The primary growth drivers for a fund like HFEL are external. The main factor is the economic health of the Asia-Pacific region, which directly impacts the earnings and dividend-paying capacity of the companies in its portfolio. A secondary driver is the performance of value and cyclical sectors, where HFEL tends to concentrate its investments. Strategic use of gearing (borrowing to invest), currently at ~8%, can amplify returns in a rising market but also magnifies losses in a downturn. Finally, a narrowing of the discount to NAV can contribute to shareholder returns, but with the discount already narrow at ~3%, this is not a significant potential driver.
Compared to its peers, HFEL is poorly positioned for growth. Competitors like Schroder Oriental Income Fund (SOI) and JPMorgan Asia Growth & Income (JAI) have a clear focus on total return and have demonstrated superior capital growth over the long term.
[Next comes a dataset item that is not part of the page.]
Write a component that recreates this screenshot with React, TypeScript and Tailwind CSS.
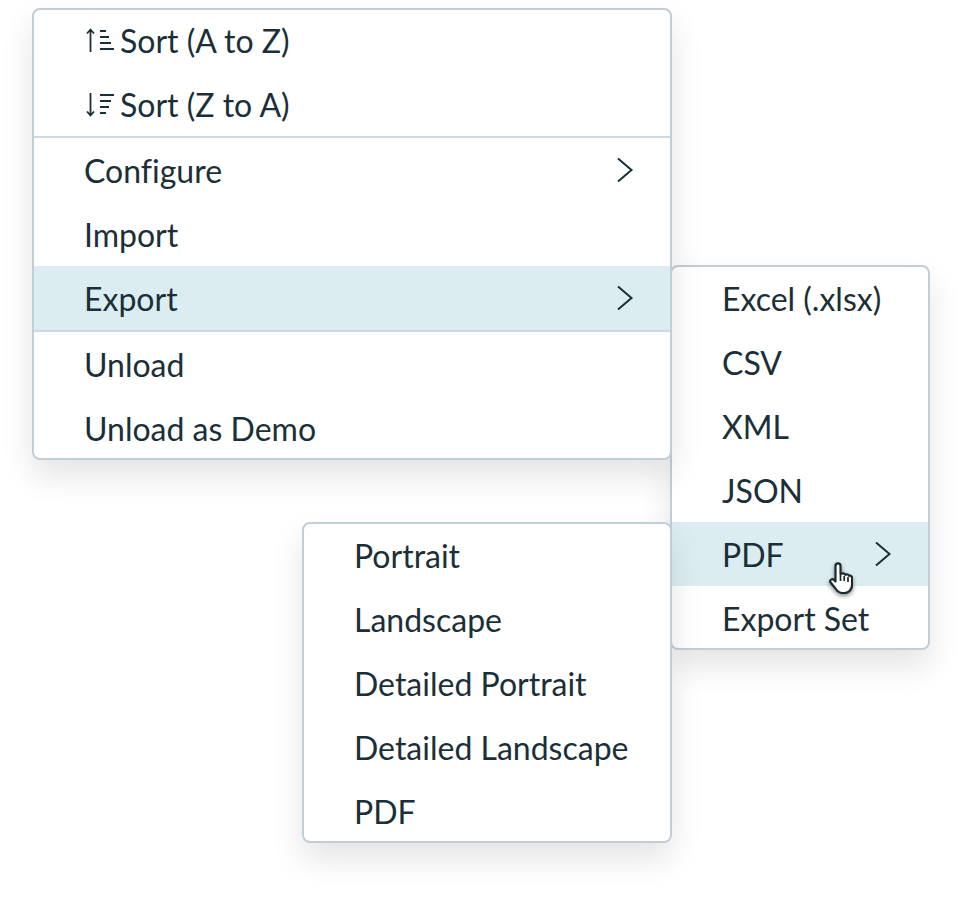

HFEL's high-yield strategy carries the significant risk of investing in structurally challenged companies ('value traps') where a high dividend yield is a warning sign, not a sign of health. The largest risk to the fund and the entire sector remains geopolitical, particularly tensions surrounding China and Taiwan, which could severely impact portfolio valuations. The opportunity for HFEL lies in a sustained market rotation to value stocks, where its portfolio could outperform growth-oriented funds.
For the near-term, our model outlines three scenarios. Key assumptions include stable gearing at ~8%, an average portfolio dividend yield of ~9%, and varying Asian market capital returns. In a normal case, we project NAV Total Return next 1 year (2026): +6% (model) and a NAV Total Return CAGR 2026–2029 (3-year): +5% (model). A bear case, driven by a mild regional recession, could see these figures turn to -5% and -2% respectively. A bull case, fueled by a strong value rally, could push them to +15% and +12%. The most sensitive variable is the capital return of the underlying portfolio. A 10% decline in the portfolio's capital value would result in a ~-1% total return for the year (-10% capital + 9% yield), highlighting the fund's dependence on the high yield to offset potential capital losses.
Over the long term, prospects remain muted. Our 5-year and 10-year scenarios assume that Asia's long-term economic growth provides a tailwind. The normal case projects a NAV Total Return CAGR 2026–2030 (5-year): +6% (model) and NAV Total Return CAGR 2026–2035 (10-year): +7% (model). A bear case, assuming a major geopolitical conflict or prolonged economic stagnation in China, could result in returns of -3% and 0% over those periods. A bull case, where Asian economies lead global growth, could see returns of +12% and +10%. The key long-duration sensitivity is geopolitical stability. An escalation of conflict could trigger a severe and prolonged downturn. Overall, HFEL's growth prospects are weak, with total returns likely to be modest and heavily reliant on the income component.